Although I will say, the patient zero of shirtlessness, the first bro to take his off, was very sweet when interviewed about the phenomenon, gushing “so many people are happy, and I just love to see other people happy,” which, shirtless bro, you got me blushing!
By all accounts, even though they went into the game planning to take their shirts off, it took well into the game before the first of the Stephen F. Austin boys built up the courage to do so. And yes that’s the kind of behind the scenes analysis of shirtless baseball men you’ve come to expect from The White Pages.
I’m so sorry.











Didn’t realize I needed to read this until I read it and now I won’t stop thinking about it all day.

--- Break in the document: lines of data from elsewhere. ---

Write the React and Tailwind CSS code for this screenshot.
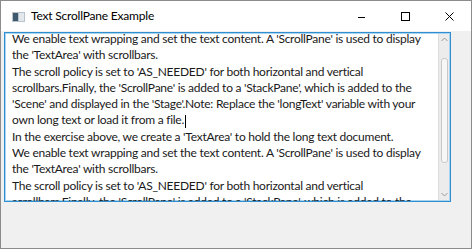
import React from 'react';

const lines = [
  "We enable text wrapping and set the text content. A 'ScrollPane' is used to display",
  "the 'TextArea' with scrollbars.",
  "The scroll policy is set to 'AS_NEEDED' for both horizontal and vertical",
  "scrollbars.Finally, the 'ScrollPane' is added to a 'StackPane', which is added to the",
  "'Scene' and displayed in the 'Stage'.Note: Replace the 'longText' variable with your",
  "own long text or load it from a file.",
  "In the exercise above, we create a 'TextArea' to hold the long text document.",
  "We enable text wrapping and set the text content. A 'ScrollPane' is used to display",
  "the 'TextArea' with scrollbars.",
  "The scroll policy is set to 'AS_NEEDED' for both horizontal and vertical",
  "scrollbars.Finally, the 'ScrollPane' is added to a 'StackPane', which is added to the",
];

const AppIcon = () => (
  <svg width="13" height="10" viewBox="0 0 13 10">
    <rect x="0" y="0" width="13" height="10" fill="#b9c3cc" />
    <rect x="1" y="1" width="5" height="8" fill="#3f5a6e" />
    <rect x="7" y="1" width="5" height="8" fill="#e3e8ec" />
  </svg>
);

export default function App() {
  return (
    <div className="w-[474px] h-[251px] bg-white" style={{ fontFamily: 'Lato, "Open Sans", sans-serif' }}>
      <div className="w-[472px] h-[249px] border border-[#8c8c8c] flex flex-col bg-[#f0f0f0]">
        {/* Title bar */}
        <div className="h-[30px] bg-white flex items-center shrink-0">
          <div className="ml-[11px] mt-[1px]"><AppIcon /></div>
          <span className="ml-[6px] text-[12px] tracking-[-0.2px] text-black">Text ScrollPane Example</span>
          <div className="ml-auto flex items-center h-full">
            <div className="w-[44px] flex justify-center mt-[2px]">
              <div className="w-[7px] h-px bg-black" />
            </div>
            <div className="w-[44px] flex justify-center">
              <div className="w-[9px] h-[9px] border border-black" />
            </div>
            <div className="w-[44px] flex justify-center">
              <svg width="9" height="9" viewBox="0 0 9 9">
                <path d="M0.5 0.5 L8.5 8.5 M8.5 0.5 L0.5 8.5" stroke="#000" strokeWidth="1" />
              </svg>
            </div>
          </div>
        </div>

        {/* Text area */}
        <div className="ml-[3px] mt-px w-[447px] h-[170px] border border-[#2f8fd0] bg-white flex overflow-hidden shadow-[inset_0_0_0_1px_#a9d4ef]">
          <div className="flex-1 pl-[7px] overflow-hidden">
            <div className="-mt-[2px] text-[12px] leading-[16.3px] tracking-[-0.25px] text-[#1a1a1a]">
              {lines.map((l, i) => (
                <div key={i} className="whitespace-nowrap">
                  {l}
                  {i === 5 && <span className="inline-block w-px h-[13px] bg-black align-middle ml-px" />}
                </div>
              ))}
            </div>
          </div>
          {/* Scrollbar */}
          <div className="w-[11px] mr-[1px] my-px bg-[#ececec] border-l border-[#dcdcdc] flex flex-col items-center">
            <svg width="7" height="5" viewBox="0 0 7 5" className="mt-[3px]">
              <path d="M0.5 4 L3.5 1 L6.5 4" stroke="#9a9a9a" fill="none" />
            </svg>
            <div className="mt-[16px] w-[7px] h-[105px] rounded-[3px] bg-[#f7f7f7] border border-[#c8c8c8]" />
            <svg width="7" height="5" viewBox="0 0 7 5" className="mt-auto mb-[3px]">
              <path d="M0.5 1 L3.5 4 L6.5 1" stroke="#9a9a9a" fill="none" />
            </svg>
          </div>
        </div>
      </div>
    </div>
  );
}
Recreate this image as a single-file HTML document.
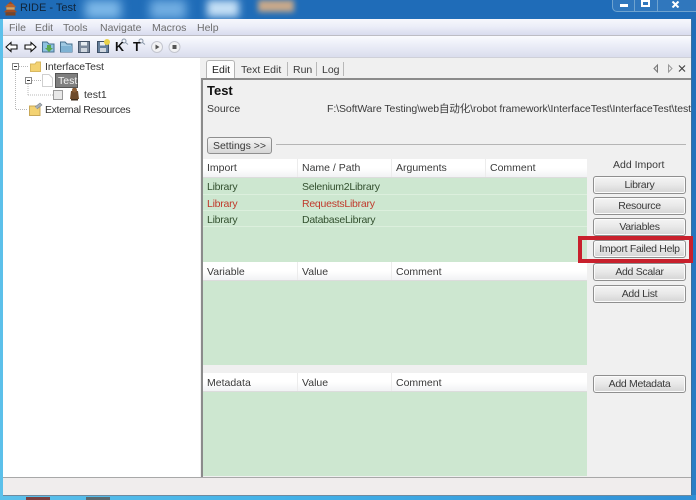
<!DOCTYPE html>
<html><head><meta charset="utf-8"><style>
html,body{margin:0;padding:0;background:#2a7cc4}
#r{position:relative;width:696px;height:500px;overflow:hidden;font-family:"Liberation Sans","Noto Sans CJK SC",sans-serif;font-size:10.5px;color:#3a3a3a;background:linear-gradient(#1f6cb8,#2a7fc6);filter:blur(.3px)}
#r div{position:absolute;box-sizing:border-box}
.t{white-space:nowrap;line-height:13px}
.hd{background:linear-gradient(#fff 0,#fff 50%,#f1f2f4 100%);border-bottom:1px solid #dcdcdc;height:19px}
.gr{background:#cde7d0}
.l{letter-spacing:-.25px}
.b{left:593px;width:93px;height:18px;border:1px solid #8f8f8f;border-radius:3px;background:linear-gradient(#f4f4f4,#e8e8e8 50%,#d4d4d4);text-align:center;line-height:17px;white-space:nowrap;letter-spacing:-.3px;box-shadow:inset 0 0 0 1px #fbfbfb}
.sep{width:1px;background:#ececec}
.row{left:203px;width:384px;height:1px;background:#dcefdd}
</style></head><body><div id="r">
<!-- desktop blobs -->
<div style="left:85px;top:0;width:36px;height:19px;background:#7db8e8;filter:blur(5px)"></div>
<div style="left:150px;top:0;width:36px;height:19px;background:#72aee2;filter:blur(5px)"></div>
<div style="left:207px;top:0;width:32px;height:17px;background:#c4dff5;filter:blur(4px)"></div>
<div style="left:258px;top:0;width:36px;height:12px;background:#c9a98a;filter:blur(3px)"></div>
<!-- title -->
<div style="left:3px;top:1px;width:15px;height:15px"><svg width="15" height="15" viewBox="0 0 18 17"><path d="M9 0L13 4H5Z" fill="#9c4a22"/><path d="M2 7L6 3H12L16 7Z" fill="#b5612c"/><rect x="4" y="7" width="10" height="3" fill="#d9a35c"/><path d="M1 13L4 10H14L17 13Z" fill="#a04f25"/><rect x="3" y="13" width="12" height="4" fill="#7a4526"/></svg></div>
<div class="t" style="left:20px;top:2px;font-size:11px;color:#10243a">RIDE - Test</div>
<div style="left:612px;top:-2px;width:90px;height:14px;border:1px solid #6fa3cf;border-radius:0 0 5px 5px;background:rgba(255,255,255,.08)"></div>
<div style="left:634px;top:-1px;width:1px;height:12px;background:#6fa3cf"></div>
<div style="left:657px;top:-1px;width:1px;height:12px;background:#6fa3cf"></div>
<div style="left:620px;top:4px;width:8px;height:3px;background:#fff"></div>
<div style="left:641px;top:0;width:9px;height:7px;border:2px solid #fff"></div>
<svg style="position:absolute;left:671px;top:1px" width="9" height="7" viewBox="0 0 9 7"><path d="M1.500 .5L7.500 6.500M7.500 .5L1.500 6.500" stroke="#fff" stroke-width="2"/></svg>
<!-- window -->
<div style="left:2px;top:19px;width:690px;height:477px;background:#f0f0f0;border:1px solid #3a6f9e;border-radius:2px 2px 0 0"></div>
<div style="left:0;top:19px;width:3px;height:481px;background:#5cc0ea"></div>
<div style="left:0;top:495px;width:696px;height:5px;background:linear-gradient(90deg,#5cc0ea,#43b2e8 40%,#2f8fd6)"></div>
<div style="left:26px;top:497px;width:24px;height:3px;background:#7a4040"></div>
<div style="left:86px;top:497px;width:24px;height:3px;background:#5a6a70"></div>
<!-- menu -->
<div style="left:3px;top:19px;width:688px;height:17px;background:linear-gradient(#f6f7fc,#eceef8 45%,#d9dcee);border-bottom:1px solid #bdbdc4"></div>
<div class="t" style="left:9px;top:22px;color:#6d6d6d">File</div>
<div class="t" style="left:35px;top:22px;color:#6d6d6d">Edit</div>
<div class="t" style="left:63px;top:22px;color:#6d6d6d">Tools</div>
<div class="t" style="left:100px;top:22px;color:#6d6d6d">Navigate</div>
<div class="t" style="left:152px;top:22px;color:#6d6d6d">Macros</div>
<div class="t" style="left:197px;top:22px;color:#6d6d6d">Help</div>
<!-- toolbar -->
<div style="left:3px;top:36px;width:688px;height:22px;background:linear-gradient(#fafbfe,#eef0f9 35%,#dadded);border-bottom:1px solid #cfd0d8"></div>
<svg style="position:absolute;left:0;top:37px" width="190" height="22" viewBox="0 0 190 22">
<path d="M6 10L11 5.500V8H17V12H11V14.500Z" fill="#fff" stroke="#111" stroke-width="1.100"/>
<path d="M36 10L31 5.500V8H25V12H31V14.500Z" fill="#fff" stroke="#111" stroke-width="1.100"/>
<path d="M42.500 5H47L49 7H54V15H42.500Z" fill="#8ec2e0" stroke="#47708f"/><path d="M47 8H51V11H53L49 15L45 11H47Z" fill="#5aa84e"/>
<path d="M60.500 5H65L67 7H72V15H60.500Z" fill="#9fc8e2" stroke="#47708f"/><path d="M61 9H72V15H61Z" fill="#7fb2d3"/>
<rect x="78.500" y="4.500" width="11" height="11" fill="#7d8a9c" stroke="#47566a"/><rect x="81" y="5" width="6" height="3.500" fill="#e8edf2"/><rect x="81" y="11" width="6" height="4" fill="#cfd6de"/>
<rect x="97.500" y="4.500" width="11" height="11" fill="#66809c" stroke="#3e5066"/><rect x="100" y="5" width="5" height="3.500" fill="#e8edf2"/><rect x="100" y="11" width="6" height="4" fill="#cfd6de"/><circle cx="107" cy="5" r="3" fill="#e8d24a"/>
<circle cx="157" cy="10" r="5.500" fill="#f2f2f4" stroke="#c4c6cf"/><path d="M155.500 7.500L159.500 10L155.500 12.500Z" fill="#555"/>
<circle cx="174.500" cy="10" r="5.500" fill="#f2f2f4" stroke="#c4c6cf"/><rect x="172.500" y="8" width="4" height="4" fill="#555"/>
<circle cx="124" cy="4" r="2" fill="none" stroke="#8a97a8"/><path d="M125.500 5.500L128 7.500" stroke="#8a97a8"/>
<circle cx="141" cy="4" r="2" fill="none" stroke="#8a97a8"/><path d="M142.500 5.500L145 7.500" stroke="#8a97a8"/>
</svg>
<div class="t" style="left:115px;top:41px;font-size:12.500px;font-weight:bold;color:#111">K</div>
<div class="t" style="left:133px;top:41px;font-size:12.500px;font-weight:bold;color:#111">T</div>
<!-- tree -->
<div style="left:3px;top:58px;width:197px;height:420px;background:#fff"></div>
<svg style="position:absolute;left:0;top:58px" width="130" height="60" viewBox="0 0 130 60">
<g stroke="#b8b8b8" stroke-dasharray="1 1" fill="none"><path d="M15.500 12V51.500H28"/><path d="M19 8.500H29"/><path d="M28 26V37"/><path d="M32 22.500H42"/><path d="M28 37H53"/></g>
<rect x="12.500" y="5.500" width="6" height="6" fill="#fff" stroke="#888"/><path d="M14 8.500H17" stroke="#333"/>
<rect x="25.500" y="19.500" width="6" height="6" fill="#fff" stroke="#888"/><path d="M27 22.500H30" stroke="#333"/>
<path d="M30.500 6H35L36.500 4H40.500V13.500H30.500Z" fill="#f3d272" stroke="#d8b860"/>
<path d="M42.500 16.500H49L52.500 20V28.500H42.500Z" fill="#fff" stroke="#cfcfcf"/>
<rect x="53.500" y="32.500" width="9" height="9" fill="#e8e8e8" stroke="#9a9a9a"/>
<path d="M71 33H78L79 41H70Z" fill="#6e4a2a"/><circle cx="74.500" cy="32" r="2.500" fill="#8a5c34"/><rect x="71" y="41" width="7" height="1.500" fill="#3e2a18"/>
<path d="M29.500 48H40V57.500H29.500Z" fill="#f3d272" stroke="#c8a858"/><path d="M35 49L40 45L42 47L37 51" fill="#a8b0b8" stroke="#7b838b" stroke-width=".6"/>
</svg>
<div class="t" style="left:45px;top:61px;color:#333;letter-spacing:-.1px">InterfaceTest</div>
<div class="t" style="left:55px;top:73px;width:23px;height:15px;background:#7f7f7f;border:1px solid #555;color:#f4f4f4;padding:0 0 0 2px;line-height:14px;font-size:10.500px">Test</div>
<div class="t" style="left:84px;top:89px;color:#333">test1</div>
<div class="t" style="left:45px;top:104px;color:#333;letter-spacing:-.35px">External Resources</div>
<!-- tabs -->
<div style="left:201px;top:58px;width:490px;height:20px;background:#f0f0f0"></div>
<div style="left:206px;top:60px;width:29px;height:18px;background:#fdfdfd;border:1px solid #b4b4b4;border-bottom:none;border-radius:3px 3px 0 0"></div>
<div class="t" style="left:212px;top:64px;color:#222">Edit</div>
<div class="t" style="left:241px;top:64px">Text Edit</div>
<div class="t" style="left:293px;top:64px">Run</div>
<div class="t" style="left:322px;top:64px">Log</div>
<div style="left:287px;top:62px;width:1px;height:14px;background:#b8b8b8"></div>
<div style="left:316px;top:62px;width:1px;height:14px;background:#b8b8b8"></div>
<div style="left:343px;top:62px;width:1px;height:14px;background:#b8b8b8"></div>
<svg style="position:absolute;left:650px;top:62px" width="40" height="12" viewBox="0 0 40 12"><path d="M7.500 3L4 6.500L7.500 10Z" fill="#ddd" stroke="#777"/><path d="M18.500 3L22 6.500L18.500 10Z" fill="#eee" stroke="#999"/><path d="M29 3.500L35 9.500M35 3.500L29 9.500" stroke="#444" stroke-width="1.200"/></svg>
<div style="left:201px;top:78px;width:490px;height:2px;background:#8b8b8b"></div>
<div style="left:201px;top:78px;width:2px;height:399px;background:#8b8b8b"></div>
<!-- head -->
<div class="t" style="left:207px;top:84px;font-size:13px;font-weight:bold;color:#111">Test</div>
<div class="t" style="left:207px;top:103px">Source</div>
<div class="t" style="left:327px;top:103px;width:364px;letter-spacing:-.08px">F:\SoftWare Testing\web自动化\robot framework\InterfaceTest\InterfaceTest\test</div>
<div style="left:207px;top:137px;width:65px;height:17px;border:1px solid #8f8f8f;border-radius:3px;background:linear-gradient(#f4f4f4,#e6e6e6 50%,#d6d6d6);text-align:center;line-height:16px;white-space:nowrap">Settings &gt;&gt;</div>
<div style="left:276px;top:144px;width:410px;height:1px;background:#b5b5b5"></div>
<!-- import grid -->
<div class="hd" style="left:203px;top:159px;width:384px"></div>
<div class="sep" style="left:297px;top:159px;height:18px"></div><div class="sep" style="left:391px;top:159px;height:18px"></div><div class="sep" style="left:485px;top:159px;height:18px"></div>
<div class="t" style="left:207px;top:162px">Import</div><div class="t" style="left:302px;top:162px">Name / Path</div><div class="t" style="left:396px;top:162px">Arguments</div><div class="t" style="left:490px;top:162px">Comment</div>
<div class="gr" style="left:203px;top:178px;width:384px;height:84px"></div>
<div class="row" style="top:194px"></div><div class="row" style="top:210px"></div><div class="row" style="top:226px"></div>
<div class="t l" style="left:207px;top:181px;color:#33502f">Library</div><div class="t l" style="left:302px;top:181px;color:#33502f">Selenium2Library</div>
<div class="t l" style="left:207px;top:198px;color:#c0392b">Library</div><div class="t l" style="left:302px;top:198px;color:#c0392b">RequestsLibrary</div>
<div class="t l" style="left:207px;top:214px;color:#33502f">Library</div><div class="t l" style="left:302px;top:214px;color:#33502f">DatabaseLibrary</div>
<!-- variable grid -->
<div class="hd" style="left:203px;top:262px;width:384px"></div>
<div class="sep" style="left:297px;top:262px;height:18px"></div><div class="sep" style="left:391px;top:262px;height:18px"></div>
<div class="t" style="left:207px;top:266px">Variable</div><div class="t" style="left:302px;top:266px">Value</div><div class="t" style="left:396px;top:266px">Comment</div>
<div class="gr" style="left:203px;top:281px;width:384px;height:84px"></div>
<!-- metadata grid -->
<div class="hd" style="left:203px;top:373px;width:384px"></div>
<div class="sep" style="left:297px;top:373px;height:18px"></div><div class="sep" style="left:391px;top:373px;height:18px"></div>
<div class="t" style="left:207px;top:377px">Metadata</div><div class="t" style="left:302px;top:377px">Value</div><div class="t" style="left:396px;top:377px">Comment</div>
<div class="gr" style="left:203px;top:392px;width:384px;height:84px"></div>
<!-- buttons -->
<div class="t" style="left:613px;top:159px">Add Import</div>
<div class="b" style="top:176px">Library</div>
<div class="b" style="top:197px">Resource</div>
<div class="b" style="top:218px">Variables</div>
<div class="b" style="top:240px">Import Failed Help</div>
<div class="b" style="top:263px">Add Scalar</div>
<div class="b" style="top:285px">Add List</div>
<div class="b" style="top:375px">Add Metadata</div>
<!-- red highlight -->
<div style="left:578px;top:236px;width:115px;height:27px;border:4px solid #c8202c"></div>
<!-- status -->
<div style="left:3px;top:477px;width:688px;height:1px;background:#a8a8a8"></div>
<div style="left:3px;top:478px;width:688px;height:17px;background:#f0eded"></div>
<div style="left:3px;top:495px;width:689px;height:1px;background:#6f8a9e"></div>
</div></body></html>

“Tot lot for bros” is *chef’s kiss*
I love this so much, Garrett, maybe because last night I was at a high school baseball team end of year banquet with my 15 and 18-year-old sons. My favorite part was looking over at the table where all the baseball kids were sitting together (almost unrecognizable to me without their baseball hats on) and clearly just enjoying one another’s company. I could totally see them getting into this shirtless trend and I’m not sure it would be the worst thing! Thanks for breaking down so skillfully something I probably would have just rolled my eyes at. You’re the best!